Firstly, the term “enterprise close” itself easily leads to misunderstanding, since in reality the term “enterprise close” is often understood as the liquidation or dissolution of an enterprise. The identification of the concept of “enterprise” with “factory/place of production” in the draft made the scope of application of lockout right too broad. As analyzed above, the employer may close one or more factories/ places of employment having dispute or strike, but not necessarily to close down his entire enterprise. According to my personal opinion, compared with the term “enterprise close”, the term “lockout” demonstrates most clearly and concisely the nature of the issue. If no more accurate terms can be found, we should use the term “lockout” as the world’s practices.

Secondly, once defined the lockout right as a right of the employer, we should not specify in detail the purpose of lockout as in the draft.

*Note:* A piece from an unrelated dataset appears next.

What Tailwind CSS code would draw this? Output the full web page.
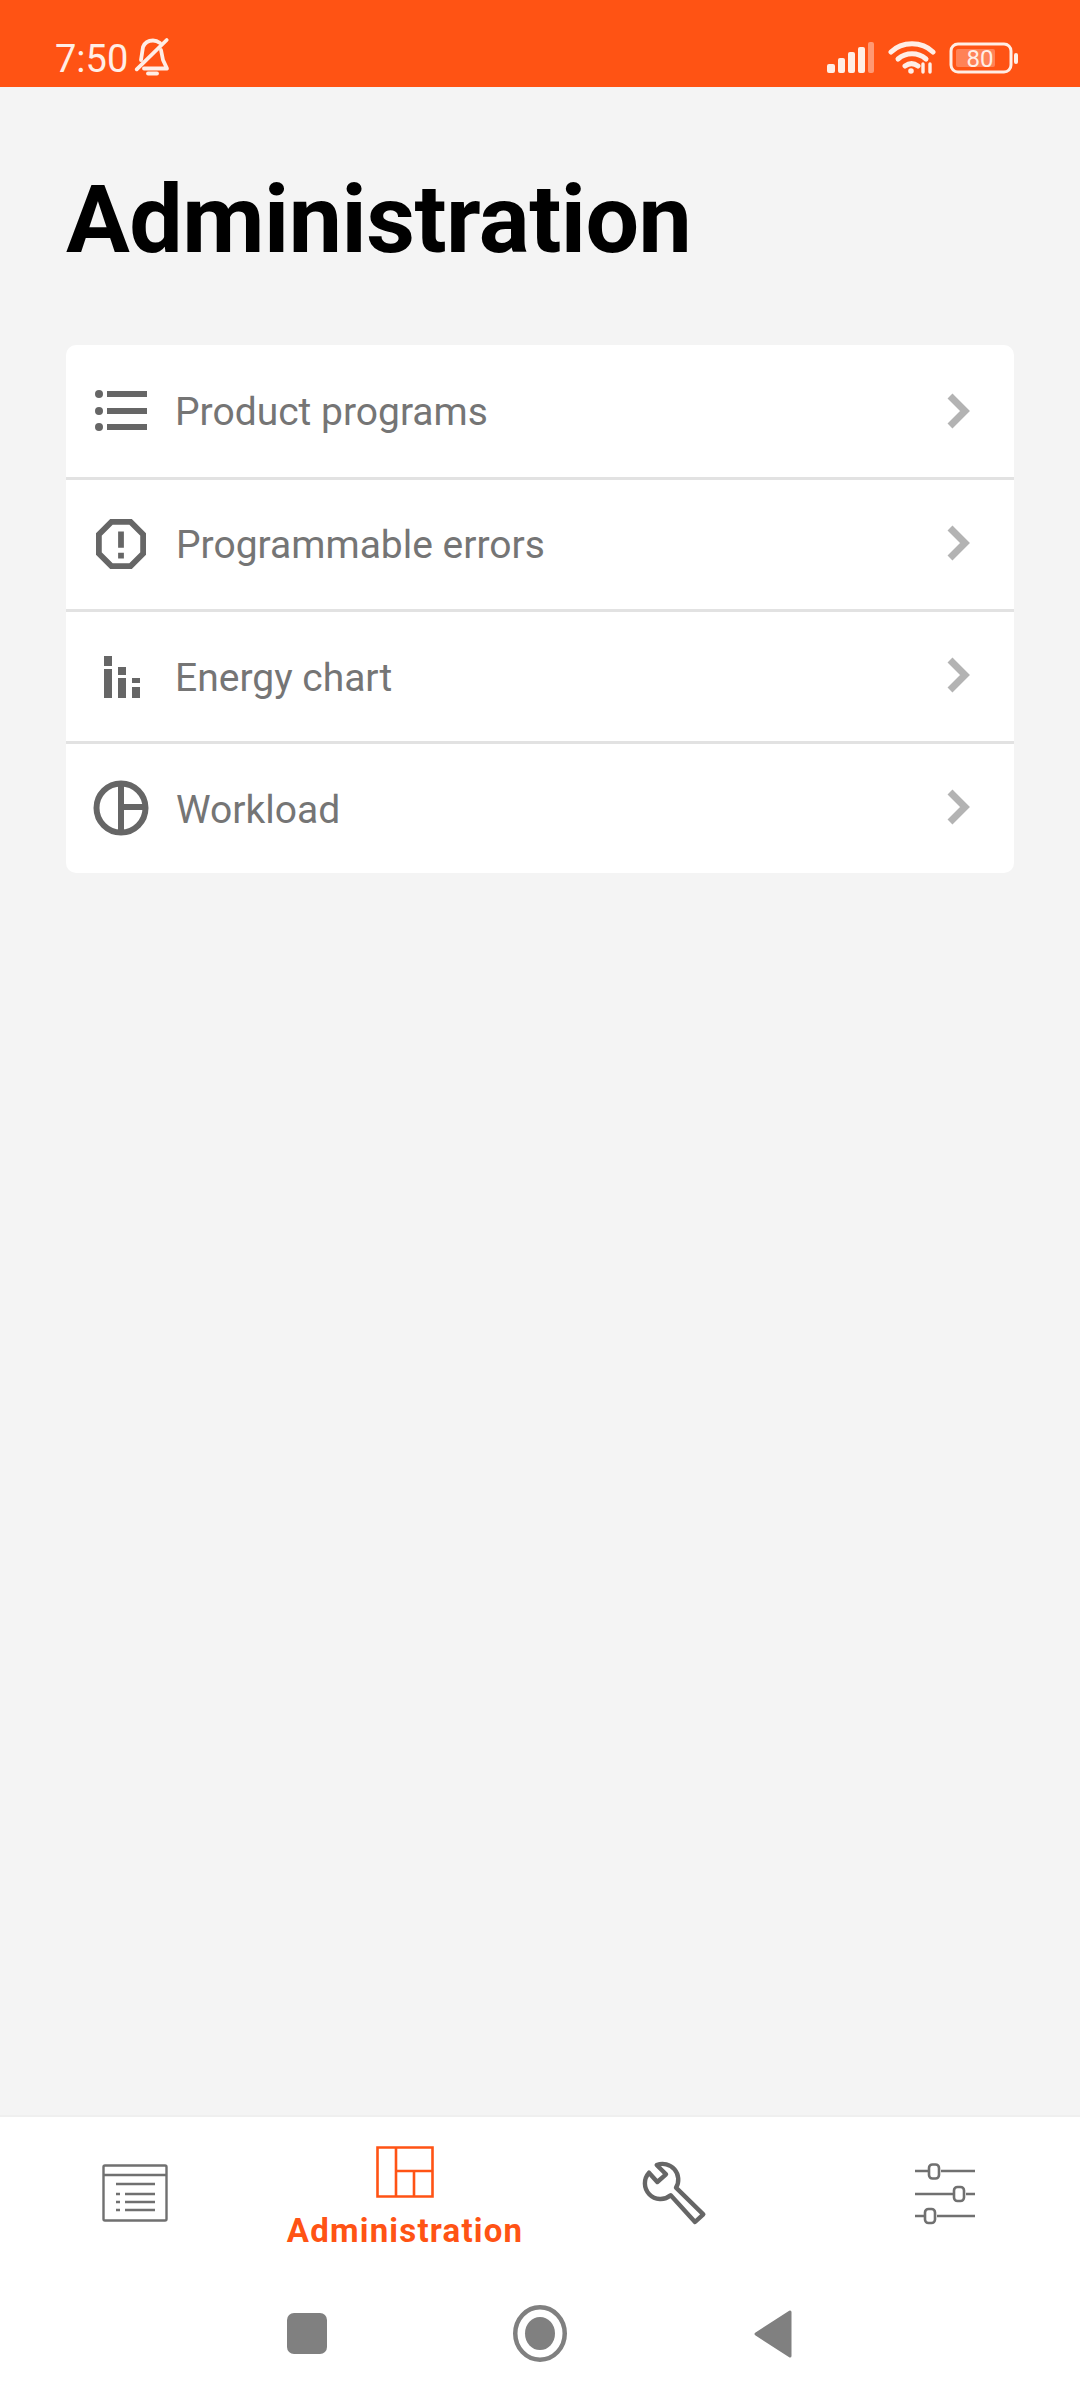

The employer carries out the lockout for various reasons but not necessarily because of having not enough work forces to maintain normal operation. So, the more we try list purposes of the lockout, the more actual shortcomings we make. Furthermore, we should consider using the concept of “extremist elements” in the draft because this is a sensible concept and it is difficult for a determination. Furthermore, strike is the right of the employee and when the employee executes his right to strike, on what criteria can we base to classify them into the “extremist elements”?

According to the draft, the closure of an enterprise must be decided by the employer. However, for joint stock companies, the draft forces the closure of the enterprise shall be decided by the Board of Management by ballot with an approval of more than 50% members (Article 240 of the draft). We reckon that the lockout decision is an internal matter of the enterprise, according to the law and the Charter of an enterprise; therefore, labour law should not have specific regulations on competence of making decision on lockout for joint stock companies. The solution may be the enterprise – as the employer – through his legal representative issuing the lockout decision is legally sufficient.

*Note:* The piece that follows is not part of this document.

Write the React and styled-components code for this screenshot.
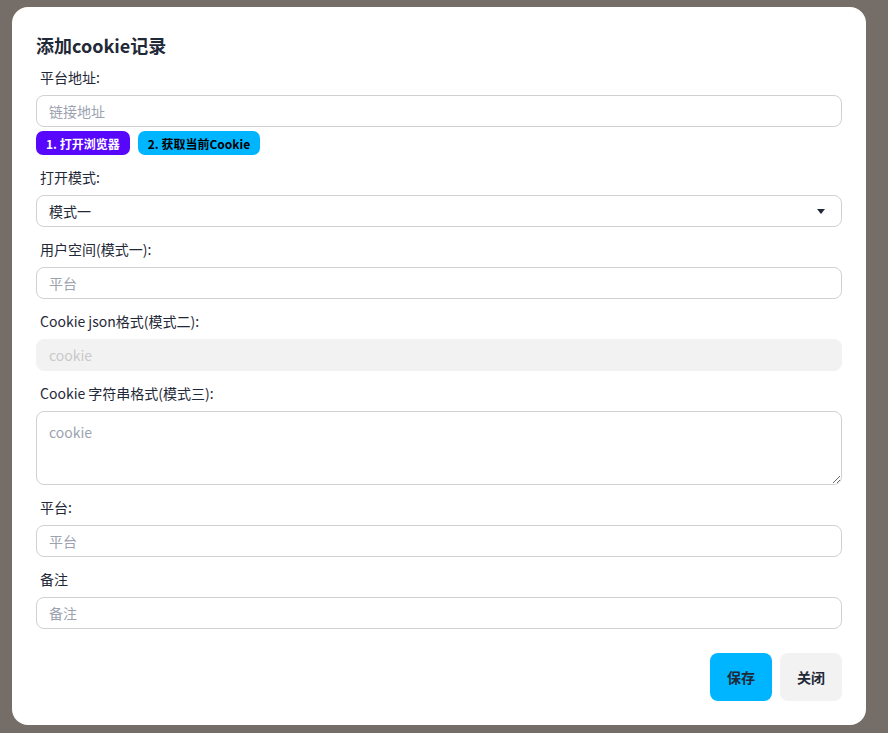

Furthermore, it should consider the lockout notice period of the employer. According to Article 240 of the draft, the lockout decision shall be notified to the collective employees, state management authority on labor and labor union at province level at least three working days before implementation. We agree that lockout needs to be notified to the concerned parties, but if the employer is forced to notice at least three working days, the purpose of lockout may be difficult to achieve. Why? As analyzed above, one of purposes of lockout, according to the draft, is to protect property, prevent the abuse of strike to destroy the enterprise’s property. The destruction of enterprise’s property is an act strictly prohibited by labour law and often takes place spontaneously and without notice. To protect his assets, with the meaning of self-defense action, the employer has to carry out the lockout when the risk of sabotage or acts of sabotage is taking place. If the lockout may only be carried out after three days of notice, the destruction of property, if there is, has already taken place, and then the purpose of self-defense of the lockout is not achieved.

One of shortcomings in the regulations on lockout is that the draft does not specify which authority has the right to determine the act of unlawful lockout. If no authority have the right to determine the legality of the lockout, what will be the basis for payments of salaries, allowances and other benefits for the employee in case of unlawful lockout?

Lockout is a very new issue in the legislation on labour of Vietnam, therefore, careful consideration is required in prior to actual application. In acceptance of lockout, not only the employee but also the employer suffers a lot of damages. Therefore, the employer will have to consider very carefully when carry out this right. Although recognized as right of the employer*, but the content of the draft does not expose this sense and there are issues to be considered.

* Clause 3, Article 238 stipulates that employer has right to decide to close his enterprise during the strike by employees.